Thursday, November 6, 2008

Why Would I Want To Become An Association Board Member?

Serving as a Board of Director (BoD) member of a condo or homeowner association can be thankless job. There are tons of decisions to be made, disputes to settle, finances to keep track of, property to be maintained, rules to enforce, and there is a chance of being sued. But, the biggest sacrifice a board member makes is his or her time. Not only by attending meetings, but also by staying informed of the association’s business and addressing the needs and concerns of its members. So why do so many people decide to serve on as a BoD—some for years at a time? With all the negative attention, it may seem that this job has no appeal at all. However, if was that bad, who would want to take it? The truth is, there are a number of reasons for wanting to be a BoD member, including a variety of things beneath the surface that keep people interested in serving their association.

  • No one else will volunteer to do it. This probably is the number one reason for considering the job, particularly with a small association. Most members have “day jobs”, other interests, family priorities, or feel that they lack the experience to properly perform the job. But, when nobody is volunteering and everyone is saying “Not Me”, what do you do? The association has to be managed by a Board, as defined in the by-laws. Bills have to be paid. Services have to be provided. Who is supposed to do all of this? This is usually the situation the most prospective BoD candidates find themselves.
  • I want to protect my personal interests. You may have a sizeable investment in your property and want to make sure that it is secure and hopefully increasing in value. With the amount of power vested to BoD members, you essentially have entrusted your investment in the hands of other people. You may not have confidence in their ability to perform the job or you simply don’t not know if they can do the job. This is particularly true of a new association where members may not know each other very well. Another reason could be that you know your own capabilities and are confident that you are the best candidate available to protect your personal interests.
  • I want to help and give back. Most people will volunteer to serve because they can offer something back to their association and want to play a part in making positive changes. They may feel they can do better job than others who have stepped forward to serve in the present or past. They have something to contribute and are willing to help and to do their part. Volunteering makes people feel better about themselves and giving a few hours a week, or even a month, to an organization creates good feelings.
  • I have a personal agenda. Personal agendas, which are sometimes looked at as negative if they are not for the good of the whole, can be a driving force of good. You may not like the way certain things are running and you want to make a change. It may be that the finances are handled properly, or that there is no reserve fund, or that the rules are not being enforced. Serving as a Board member helps keep you in the decision-making process.
  • I want to be “In the Know”. Since you will be participating in the final decisions for the association, you will have access to the latest information and knowledge. You will be privy to more information than the rest of the members. You can be alerted earlier if things are things appear to be going in a direction that you don’t agree with.
  • I can achieve a sense of self-satisfaction. For some, the pride that comes along with being the BoD member can increase their self-esteem and make them feel better about themselves. Being called a “Board member” can be a coveted title for them.
  • I can build my resume. Even though Board members have to volunteer their own personal time, that time may be advantageous in terms of gaining knowledge about the association or the industry in general. You learn about management, business processes, meetings, motions, conflict management, communications, etc. The Board skills that are gained are definitely transferable they can help to build a resume for working in a particular field.
  • I can form valuable relationships. The different professions of members bring varying degrees of knowledge and experiences to the table. These can be valuable friends and/or “contacts” for you in your personal lives. When joining a new condo association, you may not know your new neighbors very well. Being a Board member puts you in a position of meeting many of the members in the performance of your job duties.
  • I want to acquire status or power. You may know someone who fits in this category, I certainly don’t.
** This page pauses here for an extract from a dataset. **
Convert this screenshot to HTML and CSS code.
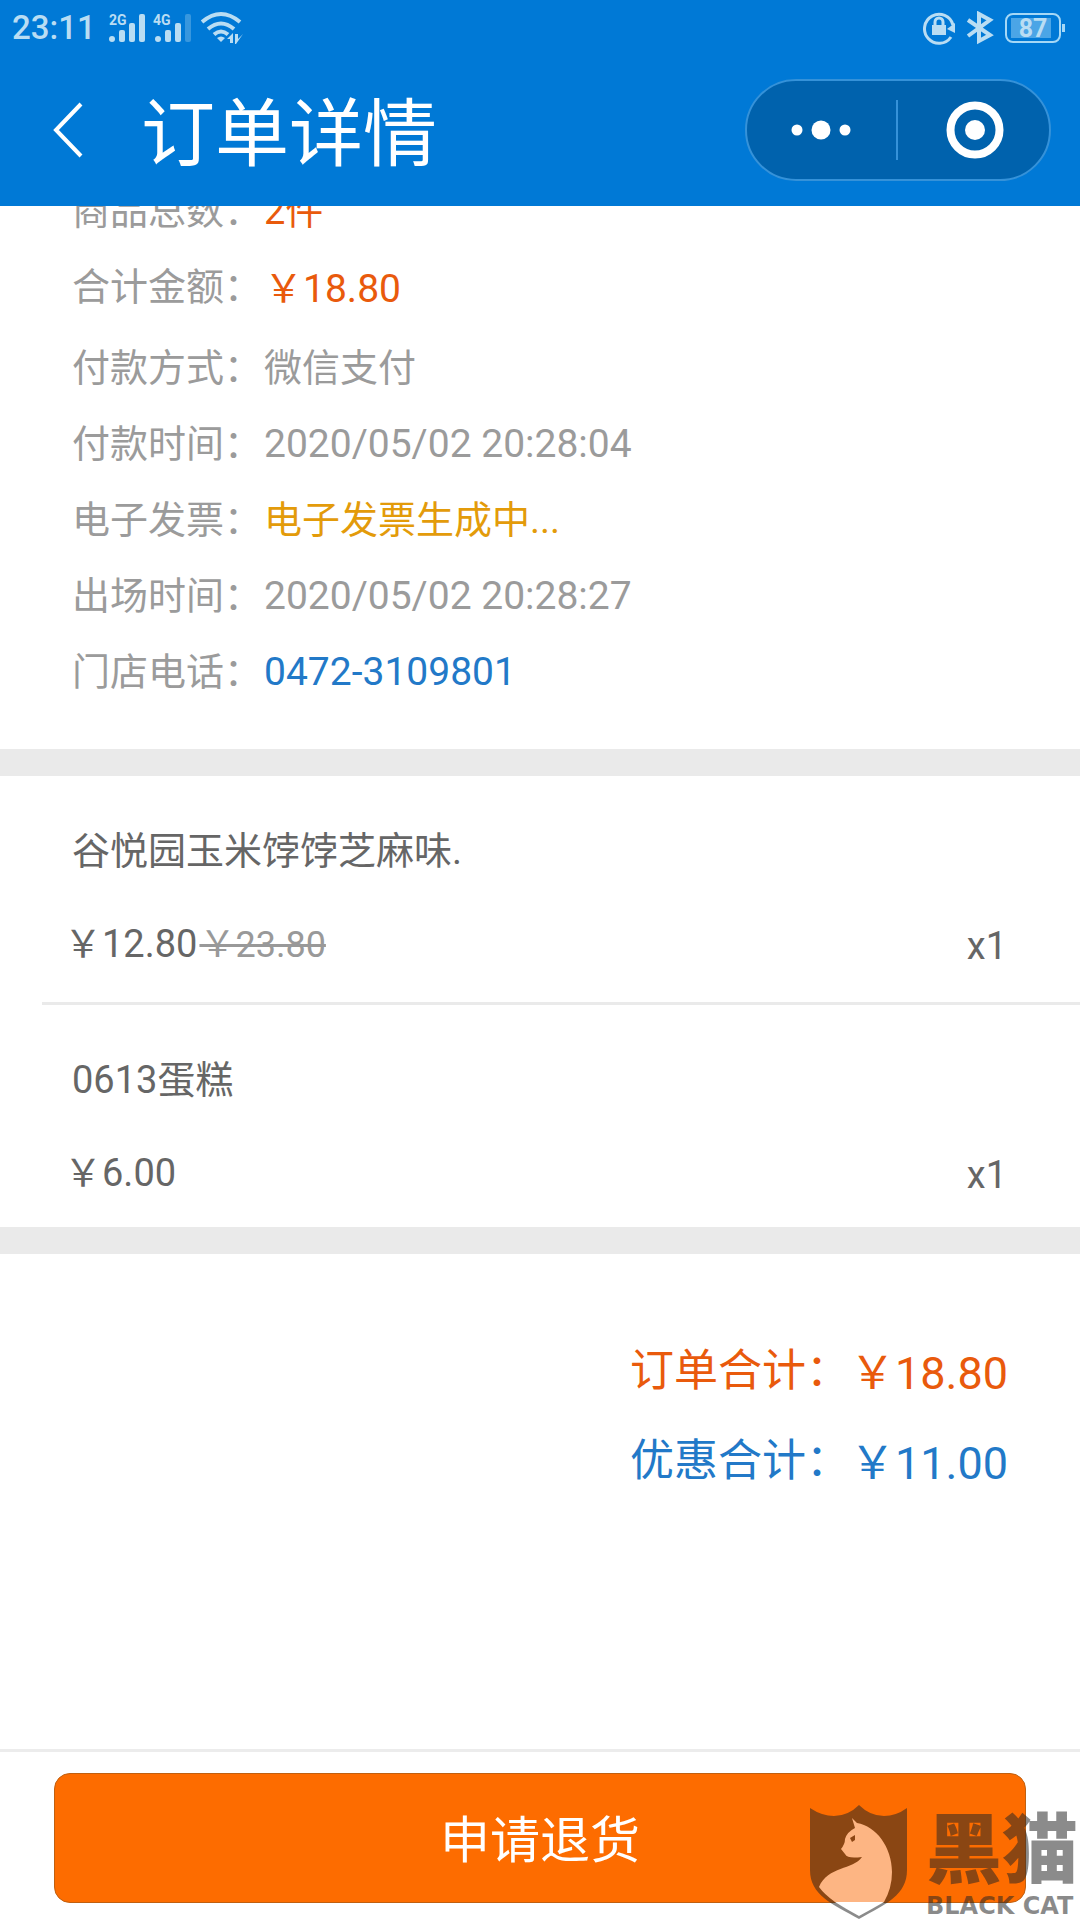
FILE: index.html
```html
<!DOCTYPE html>
<html lang="zh-CN">
<head>
<meta charset="utf-8">
<meta name="viewport" content="width=device-width, initial-scale=1">
<title>订单详情</title>
<link rel="stylesheet" href="styles.css">
</head>
<body>
<header class="top">
  <div class="status">
    <div class="status-group">
      <span class="clock">23:11</span>
      <svg class="signals" width="84" height="30" viewBox="0 0 84 30" aria-hidden="true">
        <g fill="#b9ddf3">
          <text x="0" y="12" class="net">2G</text>
          <circle cx="3" cy="26" r="3"/><rect x="10" y="17" width="6" height="12" rx="2"/><rect x="20" y="10" width="6" height="19" rx="2"/><rect x="30" y="1" width="6" height="28" rx="2"/>
          <text x="44" y="12" class="net">4G</text>
          <circle cx="49" cy="26" r="3"/><rect x="56" y="17" width="6" height="12" rx="2"/><rect x="66" y="10" width="6" height="19" rx="2"/><rect x="76" y="1" width="6" height="28" rx="2" opacity=".3"/>
        </g>
      </svg>
      <svg class="wifi" width="44" height="34" viewBox="0 0 44 34" aria-hidden="true">
        <g fill="none" stroke="#b9ddf3" stroke-width="4">
          <path d="M1 11Q20 -5 39 11"/><path d="M7 18Q20 7 33 18"/><path d="M13 23.500Q20 17.500 27 23.500"/>
        </g>
        <path d="M16 27Q20 24 24 27L20 31Z" fill="#b9ddf3"/>
        <path d="M26 28 32 22V32H29V28ZM34 23H37V28L42 23 35 33H34Z" fill="#b9ddf3"/>
      </svg>
    </div>
    <div class="status-group status-right">
      <svg width="34" height="34" viewBox="0 0 34 34" aria-hidden="true">
        <path d="M30 14A14.500 14.500 0 1 0 28 26" fill="none" stroke="#b9ddf3" stroke-width="3"/>
        <path d="M24 18 32 12V22Z" fill="#b9ddf3"/>
        <rect x="9" y="14" width="14" height="10" fill="#b9ddf3"/>
        <path d="M12 15V11a4 4 0 0 1 8 0V15" fill="none" stroke="#b9ddf3" stroke-width="3"/>
      </svg>
      <svg width="28" height="34" viewBox="0 0 28 34" aria-hidden="true">
        <path d="M2 9 24 24 13 30V3L24 9 2 25" fill="none" stroke="#b9ddf3" stroke-width="4"/>
      </svg>
      <div class="battery">87</div>
    </div>
  </div>
  <div class="nav">
    <button class="back" type="button" aria-label="返回">
      <svg width="32" height="56" viewBox="0 0 32 56"><path d="M29 2 4 28 29 54" fill="none" stroke="#fff" stroke-width="4"/></svg>
    </button>
    <h1 class="title">订单详情</h1>
    <div class="capsule">
      <button class="cap-btn" type="button" aria-label="更多">
        <svg width="60" height="20" viewBox="0 0 60 20" fill="#fff"><circle cx="6" cy="10" r="5.500"/><circle cx="30" cy="10" r="9.500"/><circle cx="54" cy="10" r="5.500"/></svg>
      </button>
      <button class="cap-btn" type="button" aria-label="关闭">
        <svg width="58" height="58" viewBox="0 0 58 58"><circle cx="29" cy="29" r="24.500" fill="none" stroke="#fff" stroke-width="8"/><circle cx="29" cy="29" r="10" fill="#fff"/></svg>
      </button>
    </div>
  </div>
</header>

<main class="main">
  <section class="details">
    <dl class="info">
      <div class="row"><dt>商品总数：</dt><dd class="orange">2件</dd></div>
      <div class="row row-price"><dt>合计金额：</dt><dd class="orange">￥18.80</dd></div>
      <div class="row"><dt>付款方式：</dt><dd>微信支付</dd></div>
      <div class="row"><dt>付款时间：</dt><dd class="num">2020/05/02 20:28:04</dd></div>
      <div class="row"><dt>电子发票：</dt><dd class="amber">电子发票生成中...</dd></div>
      <div class="row"><dt>出场时间：</dt><dd class="num">2020/05/02 20:28:27</dd></div>
      <div class="row"><dt>门店电话：</dt><dd class="num"><a class="blue" href="tel:0472-3109801">0472-3109801</a></dd></div>
    </dl>
  </section>

  <section class="items">
    <article class="item">
      <h2 class="name">谷悦园玉米饽饽芝麻味.</h2>
      <div class="line"><p class="price">￥12.80<s class="old">￥23.80</s></p><span class="qty">x1</span></div>
    </article>
    <article class="item">
      <h2 class="name">0613蛋糕</h2>
      <div class="line"><p class="price">￥6.00</p><span class="qty">x1</span></div>
    </article>
  </section>

  <dl class="totals">
    <div class="total orange"><dt>订单合计：</dt><dd>￥18.80</dd></div>
    <div class="total blue"><dt>优惠合计：</dt><dd>￥11.00</dd></div>
  </dl>
</main>

<footer class="footer">
  <button class="refund" type="button">申请退货</button>
  <div class="mark">
    <svg width="98" height="116" viewBox="0 0 98 116" aria-hidden="true">
      <path d="M0 4Q12 12 24 12Q38 12 49 1Q60 12 74 12Q86 12 97 4V66C97 91 76 100 49 115C22 100 0 91 0 66Z" fill="#242424" fill-opacity=".53"/>
      <path d="M42 14 47 19C66 22 82 43 82 68Q82 84 74 98H25Q14 90 9 83C18 62 43 66 52 53C43 54 37 54 35 50L31 45Q35 40 35 35Q37 28 45 24Z" fill="#fdb583"/>
      <path d="M25 98H74Q62 105 49 112Q36 105 25 98Z" fill="#fff"/>
      <path d="M40 34 45 31 45 36 42 38Z" fill="#8b4513"/>
    </svg>
    <div class="mark-text"><span class="mark-cn">黑猫</span><span class="mark-en">BLACK CAT</span></div>
  </div>
</footer>
</body>
</html>
```
FILE: styles.css
```css
* { box-sizing: border-box; }
body {
  margin: 0;
  min-height: 100vh;
  display: flex;
  flex-direction: column;
  background: #fff;
  color: #9b9b9b;
  font-family: Roboto, "Noto Sans CJK SC", sans-serif;
  font-size: 38px;
  line-height: 76px;
}
h1, h2, p, dl, dd { margin: 0; font-weight: 400; }
button { border: 0; padding: 0; background: none; font-family: inherit; }
svg { display: block; }
a { text-decoration: none; }
.orange { color: #e95a0c; }
.amber { color: #e39b0a; }
.blue { color: #2279c8; }

.top { position: relative; z-index: 1; background: #0079d6; padding-bottom: 25px; }
.status {
  display: flex;
  justify-content: space-between;
  height: 56px;
  padding: 0 13px 0 12px;
  color: #b9ddf3;
}
.status-group { display: flex; align-items: center; }
.clock { font-size: 33px; font-weight: 500; }
.signals { margin-left: 13px; }
.net { font-size: 14px; font-weight: 700; }
.wifi { margin-left: 8px; }
.status-right { gap: 9px; }
.battery {
  position: relative;
  width: 56px;
  height: 30px;
  margin-left: 2px;
  margin-right: 6px;
  border: 2px solid #a5d8f6;
  border-radius: 8px;
  background: linear-gradient(#4ba5e6, #4ba5e6) 4px center / 40px 20px no-repeat;
  font-size: 25px;
  font-weight: 700;
  line-height: 28px;
  text-align: center;
}
.battery::after {
  content: "";
  position: absolute;
  right: -6px;
  top: 9px;
  width: 3px;
  height: 8px;
  background: #a5d8f6;
}
.nav { display: flex; align-items: center; height: 125px; padding: 23px 29px 0 52px; }
.title { flex: 1; margin-left: 57px; padding-top: 10px; color: #fff; font-size: 74px; line-height: 92px; }
.capsule {
  display: flex;
  width: 306px;
  height: 102px;
  border: 2px solid #3592d9;
  border-radius: 51px;
  background: #0062ad;
}
.cap-btn { flex: 1; display: flex; align-items: center; justify-content: center; position: relative; }
.cap-btn + .cap-btn { padding-left: 5px; }
.cap-btn + .cap-btn::before {
  content: "";
  position: absolute;
  left: 0;
  top: 19px;
  width: 2px;
  height: 60px;
  background: #3592d9;
}

.details { padding-bottom: 39px; border-bottom: 27px solid #eaeaea; }
/* the list is scrolled: its first row sits partly under the header */
.info { margin-top: -33px; padding: 0 72px; }
.row { display: flex; }
.row dd { margin-left: 2px; }
.num, .row-price dd { font-size: 39px; }
.row-price { padding-bottom: 1px; }
.row-price dd { line-height: 80px; }

.items { color: #666; border-bottom: 27px solid #eaeaea; }
.item { margin-left: 42px; padding: 37px 73px 16px 30px; }
.item + .item { border-top: 3px solid #eaeaea; padding-bottom: 12px; }
.name { font-size: 38px; }
.line { display: flex; justify-content: space-between; margin: 17px 0 0 -8px; }
.qty { line-height: 80px; }
.old { margin-left: 2px; color: #999; font-size: 36px; }

.totals { padding: 72px; font-size: 44px; line-height: 90px; }
.total { display: flex; justify-content: flex-end; }
.total dd { padding-top: 6px; font-size: 45px; line-height: 84px; }

.footer { position: relative; margin-top: auto; border-top: 3px solid #ececec; padding: 21px 54px 17px; }
.refund {
  display: block;
  width: 100%;
  height: 130px;
  padding-bottom: 4px;
  border: 1px solid #c06010;
  border-radius: 16px;
  background: #fd6c00;
  color: #fff;
  font-size: 50px;
}
.mark {
  position: absolute;
  right: 2px;
  bottom: 0;
  display: flex;
  gap: 18px;
  color: rgba(36, 36, 36, .53);
  pointer-events: none;
}
.mark-text { display: flex; flex-direction: column; }
.mark-cn { font-family: "Noto Sans CJK SC", sans-serif; font-size: 76px; font-weight: 900; line-height: 80px; }
.mark-en { padding-top: 8px; font-family: "DejaVu Sans", sans-serif; font-size: 24px; font-weight: 700; line-height: 28px; white-space: nowrap; }
```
Just because a person is motivated to become a BoD member, it does not mean that they are qualified to become a Board member. Board members are not required to have leadership/management experience, be lawyers, accountants, real estate agents or in any way be familiar with condominium or homeowner association law.

As it is with many other fields of endeavor such as parenting and leadership, it is assumed that if you have the desire to be one and you know how to become one, then you will know how to be a good one! Unfortunately, all around us we see examples of how this theory fails. I am convinced that the overwhelming majority of BoD members really care about their condo or homeowner association and want to be a good Board member. But, I am also convinced that there are many who want to be a good Board member but don’t know how or go about it in the wrong way.